I can tell you one place they would not be: college.
And, it is true that a goodly number of the students playing in March Madness are not in college to learn from their professors – even at non-elite programs. Many do not do the assigned academic work or if they do the work assigned, they don’t do it as a priority (or on their own). Many student athletes are spending so much time on their sports, even if they are academically inclined. The reality is that varsity teams do not have time to partake in the many activities on a campus – from lectures to exhibits to musical performances to clubs. And, to be sure, the latter might not interest them.

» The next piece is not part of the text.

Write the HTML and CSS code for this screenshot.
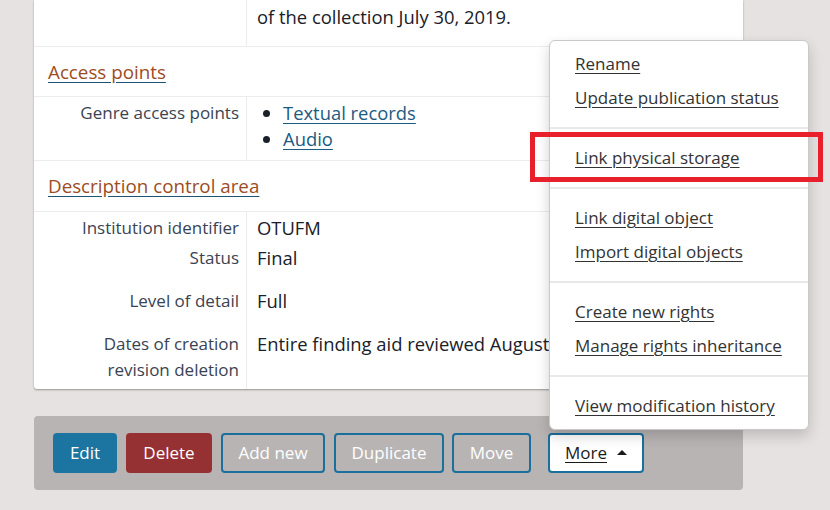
FILE: index.html
```html
<!DOCTYPE html>
<html lang="en">
<head>
<meta charset="utf-8">
<title>Description</title>
<link rel="stylesheet" href="styles.css">
</head>
<body>
<div class="page">
  <section class="card">
    <div class="field first">
      <div class="label"></div>
      <div class="value">of the collection July 30, 2019.</div>
    </div>
    <h2 class="section-head"><a href="#">Access points</a></h2>
    <div class="field genre">
      <div class="label">Genre access points</div>
      <div class="value">
        <ul class="terms">
          <li><a href="#">Textual records</a></li>
          <li><a href="#">Audio</a></li>
        </ul>
      </div>
    </div>
    <h2 class="section-head second"><a href="#">Description control area</a></h2>
    <div class="control">
      <div class="field row-inst">
        <div class="label">Institution identifier</div>
        <div class="value">OTUFM</div>
      </div>
      <div class="field row-status">
        <div class="label">Status</div>
        <div class="value">Final</div>
      </div>
      <div class="field row-level">
        <div class="label">Level of detail</div>
        <div class="value">Full</div>
      </div>
      <div class="field row-dates">
        <div class="label">Dates of creation<br>revision deletion</div>
        <div class="value">Entire finding aid reviewed August 2019.</div>
      </div>
    </div>
  </section>

  <section class="actions">
    <button class="btn btn-edit">Edit</button>
    <button class="btn btn-delete">Delete</button>
    <button class="btn btn-outline btn-add">Add new</button>
    <button class="btn btn-outline btn-dup">Duplicate</button>
    <button class="btn btn-outline btn-move">Move</button>
    <div class="more-wrap">
      <button class="btn btn-more"><span class="more-label">More</span><span class="caret"></span></button>
      <ul class="dropdown">
        <li><a href="#">Rename</a></li>
        <li><a href="#">Update publication status</a></li>
        <li class="divider"></li>
        <li><a href="#">Link physical storage</a></li>
        <li class="divider"></li>
        <li><a href="#">Link digital object</a></li>
        <li><a href="#">Import digital objects</a></li>
        <li class="divider"></li>
        <li><a href="#">Create new rights</a></li>
        <li><a href="#">Manage rights inheritance</a></li>
        <li class="divider"></li>
        <li><a href="#">View modification history</a></li>
      </ul>
    </div>
  </section>

  <div class="highlight"></div>
</div>
</body>
</html>
```

FILE: styles.css
```css
* { box-sizing: border-box; }

html, body {
  margin: 0;
  padding: 0;
  height: 100%;
  overflow: hidden;
}

body {
  background: #e6e2e1;
  font-family: "Open Sans", "Noto Sans", sans-serif;
  color: #212529;
  font-size: 16px;
}

.page {
  position: relative;
  width: 830px;
  height: 510px;
  padding-left: 34px;
}

.card {
  width: 709px;
  background: #fff;
  border-radius: 0 0 3px 3px;
  box-shadow: 0 1px 2px rgba(0, 0, 0, 0.35);
  overflow: hidden;
}

.field {
  display: grid;
  grid-template-columns: 213px 1fr;
}

.label {
  border-right: 1px solid #ececec;
  text-align: right;
  padding-right: 7px;
  font-size: 17px;
  line-height: 26px;
  color: #3a4352;
}

.value {
  padding-left: 10px;
  font-size: 18.4px;
  line-height: 26px;
  color: #1a2029;
  white-space: nowrap;
  overflow: hidden;
}

.first {
  height: 47px;
  border-bottom: 1px solid #ececec;
}
.first .value { padding-top: 4px; }

.section-head {
  margin: 0;
  height: 50px;
  padding: 12px 14px 0;
  font-size: 18.8px;
  font-weight: 400;
  line-height: 26px;
  border-bottom: 1px solid #ececec;
}
.section-head.second { height: 51px; }
.section-head a {
  color: #9c4c1e;
  text-decoration: underline;
  text-decoration-color: #1d5475;
  text-underline-offset: 3px;
}

.genre {
  height: 64px;
  border-bottom: 1px solid #ececec;
}
.genre .label,
.genre .value { padding-top: 3px; }

.terms {
  margin: 0;
  padding-left: 26px;
  list-style: disc;
}
.terms li::marker { color: #1a2029; }
.terms a {
  color: #1b5a82;
  text-decoration: underline;
  text-underline-offset: 3px;
}

.control .label,
.control .value { padding-top: 3px; }

.row-inst { height: 30px; }
.row-status { height: 43px; }
.row-level { height: 43px; }
.row-dates { height: 61px; }

.actions {
  margin-top: 27px;
  width: 709px;
  height: 74px;
  background: #b8b4b3;
  border-radius: 4px;
  padding: 19px 19px;
  display: flex;
  align-items: center;
  gap: 9px;
}

.btn {
  height: 40px;
  font-family: "Open Sans", "Noto Sans", sans-serif;
  font-size: 17px;
  color: #fff;
  border-radius: 4px;
  border: 2px solid transparent;
  padding: 0;
  background: transparent;
  line-height: 36px;
}
.btn-edit {
  background: #1b75a0;
  border-color: #1b75a0;
  width: 64px;
}
.btn-delete {
  background: #963133;
  border-color: #963133;
  width: 86px;
}
.btn-outline { border-color: #1b6f9c; }
.btn-add { width: 104px; }
.btn-dup { width: 110px; }
.btn-move { width: 79px; margin-left: -1px; }

.more-wrap {
  position: relative;
  margin-left: 8px;
}
.btn-more {
  background: #fff;
  border-color: #1b6f9c;
  color: #1a1a1a;
  width: 96px;
  display: flex;
  align-items: center;
  justify-content: center;
}
.more-label {
  text-decoration: underline;
  text-underline-offset: 3px;
  padding-right: 4px;
}
.caret {
  display: inline-block;
  width: 0;
  height: 0;
  margin-left: 6px;
  margin-bottom: 2px;
  border-left: 5px solid transparent;
  border-right: 5px solid transparent;
  border-bottom: 5px solid #1a1a1a;
}

.dropdown {
  position: absolute;
  left: 1px;
  bottom: calc(100% + 3px);
  width: 260px;
  margin: 0;
  padding: 6px 0;
  list-style: none;
  background: #fff;
  border: 1px solid #c9c9c9;
  border-radius: 6px;
  box-shadow: 0 6px 14px rgba(0, 0, 0, 0.18);
}
.dropdown li a {
  display: block;
  padding: 5px 25px;
  font-size: 17px;
  line-height: 24px;
  color: #333;
  text-decoration: underline;
  text-underline-offset: 3px;
  white-space: nowrap;
}
.dropdown .divider {
  height: 2px;
  margin: 12px 0;
  background: #e8e8e8;
}

.highlight {
  position: absolute;
  left: 530px;
  top: 132px;
  width: 293px;
  height: 50px;
  border: 5px solid #e8202b;
}
```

But, pause for a moment, move away from collegiate athletics and reflect on the value and importance of osmosis. Look at that science term for more than a nano-second. One of the definitions is “a subtle or gradual absorption or mingling.” Stated differently, student-athletes on a campus actually do learn something just by being exposed to a college. If you sit in on a class for a year, even if you never crack a book, you do learn something. You do take in some ideas that are new to you. You do see learning happening. You do get that there is actually something happening in that classroom.

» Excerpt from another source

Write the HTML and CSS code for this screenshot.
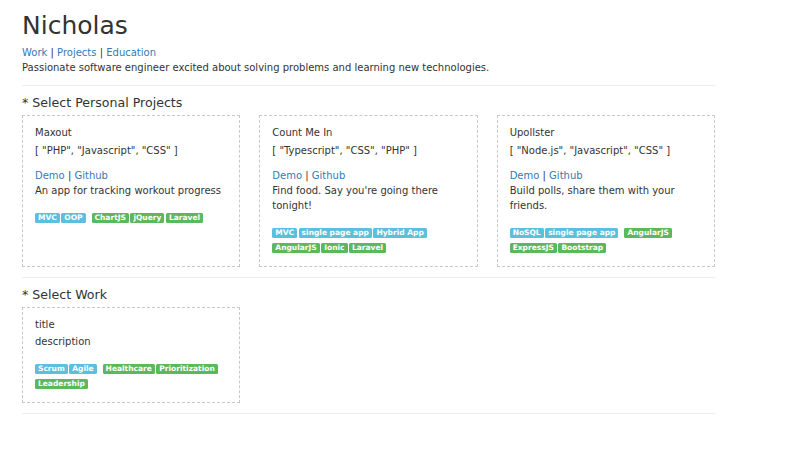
FILE: index.html
```html
<!DOCTYPE html>
<html>
<head>
<meta charset="utf-8">
<link rel="stylesheet" href="styles.css">
</head>
<body>
<div class="page">
  <header class="intro">
    <h1 class="name">Nicholas</h1>
    <nav class="nav"><a href="#">Work</a> | <a href="#">Projects</a> | <a href="#">Education</a></nav>
    <p class="tagline">Passionate software engineer excited about solving problems and learning new technologies.</p>
  </header>
  <hr class="rule">
  <section>
    <h4 class="section-title">* Select Personal Projects</h4>
    <div class="grid">
      <div class="card">
        <div class="card-title">Maxout</div>
        <div class="stack">[ "PHP", "Javascript", "CSS" ]</div>
        <div class="links"><a href="#">Demo</a> | <a href="#">Github</a></div>
        <div class="desc">An app for tracking workout progress</div>
        <div class="badges">
          <span class="badge info">MVC</span><span class="badge info end">OOP</span><span class="badge ok">ChartJS</span><span class="badge ok">jQuery</span><span class="badge ok end">Laravel</span>
        </div>
      </div>
      <div class="card">
        <div class="card-title">Count Me In</div>
        <div class="stack">[ "Typescript", "CSS", "PHP" ]</div>
        <div class="links"><a href="#">Demo</a> | <a href="#">Github</a></div>
        <div class="desc">Find food. Say you're going there tonight!</div>
        <div class="badges">
          <span class="badge info">MVC</span><span class="badge info">single page app</span><span class="badge info end">Hybrid App</span><span class="badge ok">AngularJS</span><span class="badge ok">Ionic</span><span class="badge ok end">Laravel</span>
        </div>
      </div>
      <div class="card">
        <div class="card-title">Upollster</div>
        <div class="stack">[ "Node.js", "Javascript", "CSS" ]</div>
        <div class="links"><a href="#">Demo</a> | <a href="#">Github</a></div>
        <div class="desc">Build polls, share them with your friends.</div>
        <div class="badges">
          <span class="badge info">NoSQL</span><span class="badge info end">single page app</span><span class="badge ok">AngularJS</span><span class="badge ok">ExpressJS</span><span class="badge ok end">Bootstrap</span>
        </div>
      </div>
    </div>
  </section>
  <hr class="rule">
  <section>
    <h4 class="section-title">* Select Work</h4>
    <div class="grid">
      <div class="card">
        <div class="card-title">title</div>
        <div class="desc work-desc">description</div>
        <div class="badges">
          <span class="badge info">Scrum</span><span class="badge info end">Agile</span><span class="badge ok">Healthcare</span><span class="badge ok">Prioritization</span><span class="badge ok end">Leadership</span>
        </div>
      </div>
    </div>
  </section>
  <hr class="rule">
</div>
</body>
</html>
```

FILE: styles.css
```css
html, body {
  margin: 0;
  padding: 0;
  background: #fff;
}

body {
  font-family: "DejaVu Sans", sans-serif;
  font-size: 10px;
  line-height: 15px;
  color: #333;
}

a {
  color: #337ab7;
  text-decoration: none;
}

.page {
  width: 693px;
  padding-left: 22px;
}

.name {
  font-size: 25px;
  font-weight: normal;
  line-height: 28px;
  margin: 12px 0 5px;
}

.nav {
  display: block;
}

.tagline {
  margin: 0;
}

.rule {
  border: 0;
  border-top: 1px solid #eee;
  margin: 10px 0;
}

.section-title {
  font-size: 12.6px;
  font-weight: normal;
  line-height: 14px;
  margin: 10px 0 5px;
}

.grid {
  display: grid;
  grid-template-columns: repeat(3, 1fr);
  column-gap: 19px;
}

.card {
  border: 1.5px dashed #c8c8c8;
  padding: 9px 12px 13px;
}

.card-title {
  margin-bottom: 3px;
}

.stack {
  margin-bottom: 10px;
}

.work-desc {
  margin-top: -1px;
}

.badges {
  display: flex;
  flex-wrap: wrap;
  row-gap: 5px;
  margin-top: 15px;
}

.badge {
  font-size: 7.5px;
  font-weight: bold;
  line-height: 10px;
  height: 10px;
  padding: 0 3px;
  color: #fff;
  border-radius: 1.5px;
  margin-right: 1.5px;
  white-space: nowrap;
}

.badge.end {
  margin-right: 6px;
}

.info {
  background: #5bc0de;
}

.ok {
  background: #5cb85c;
}
```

And, when you spend a year on a college campus, particularly if you live on campus and see and eat with other students, you are exposed to learning – psychosocial learning. You see people engaging and talking and sharing. You see people of all shades, sizes, and genders living and working together – as roommates, as study-mates, as friends.
And, you may have no awareness of the learning that is occurring.
I don’t for a minute mistake the experience of student-athletes with the experience of a physics major working in a lab. Nor do I mistake the student-athlete experience for that of the English major who is deconstructing literature to divine an author’s true meaning with the help of classmates and a brilliant literary critic. And I certainly do not mistake student-athletes for the students who are engaging in campus-wide clubs and organizations that foster their interests and curiosity and leadership. Nor do I misunderstand the difference between student-athletes’ relationships with their professors and student life personnel and their intense relationship with their coaches and trainers. (Ponder the possibility that coaches with their structure actually provide their athletes with a “home” and consistency they may have lacked.)
Naïve I am not.
But, consider this analogy. If you spend one year in a non-English speaking nation, with different cultural norms, different food, different types of social engagement, different living conditions and most assuredly different forms of expression, you learn something – even if there isn’t a class or a classroom or a professor. You osmose what is happening around you just by being there. And, you grew as a person just by that exposure. You absorb new words, new understandings.
I understand fully that professional sports are the destination of choice for many elite student-athletes. (The same is true for many kids, despite the non-reality of it all.) I get too that that does not happen for many. But, absent their collegiate experience, the pathway to professional sports would not even exist. And, the effort to get into the world of professional athletics via college isn’t an easy or straight pathway for many student-athletes – even those who excel. Some never progress; some head to Europe. Some coach.
So, in the meanwhile, these college kids are “hanging around” an environment that has the potential to enrich them. And, if institutions were to focus on this, it could happen more effectively and with intentionality. Ponder that lost opportunity by institutions not taking overt steps to appreciate “osmosis” and its power.
Given a choice between putting student-athletes on the street for a year or in a college for a year, I’d pick the educational environment every time. And, it is not far-fetched to realize that these kids osmose education — and that is vastly better than some other things that could inhale.
So, green may be the color of March Madness. But, I see education happening too – not in any traditional sense but in a way that answers the critiques who those who suggest that the whole student-athlete thing is a sham. It isn’t – for many student-athletes. I’d put money on that.
Karen Gross is the former President of Southern Vermont College, an NCAA DIII institution fielding 13 teams. She was the president of the college's Athletic Conference, the NECC. She also served on the NCAA DIII Presidents' Advisory Council. A lawyer by training, she represented an NFL quarterback (decades ago) and is a serious professional and college sports fan. She currently is senior counsel to a crisis management firm in DC where she specializes in education. A Red Sox fan, she knows a lot about losing and winning. Her son, now a professor, is a former NCAA Division I athlete.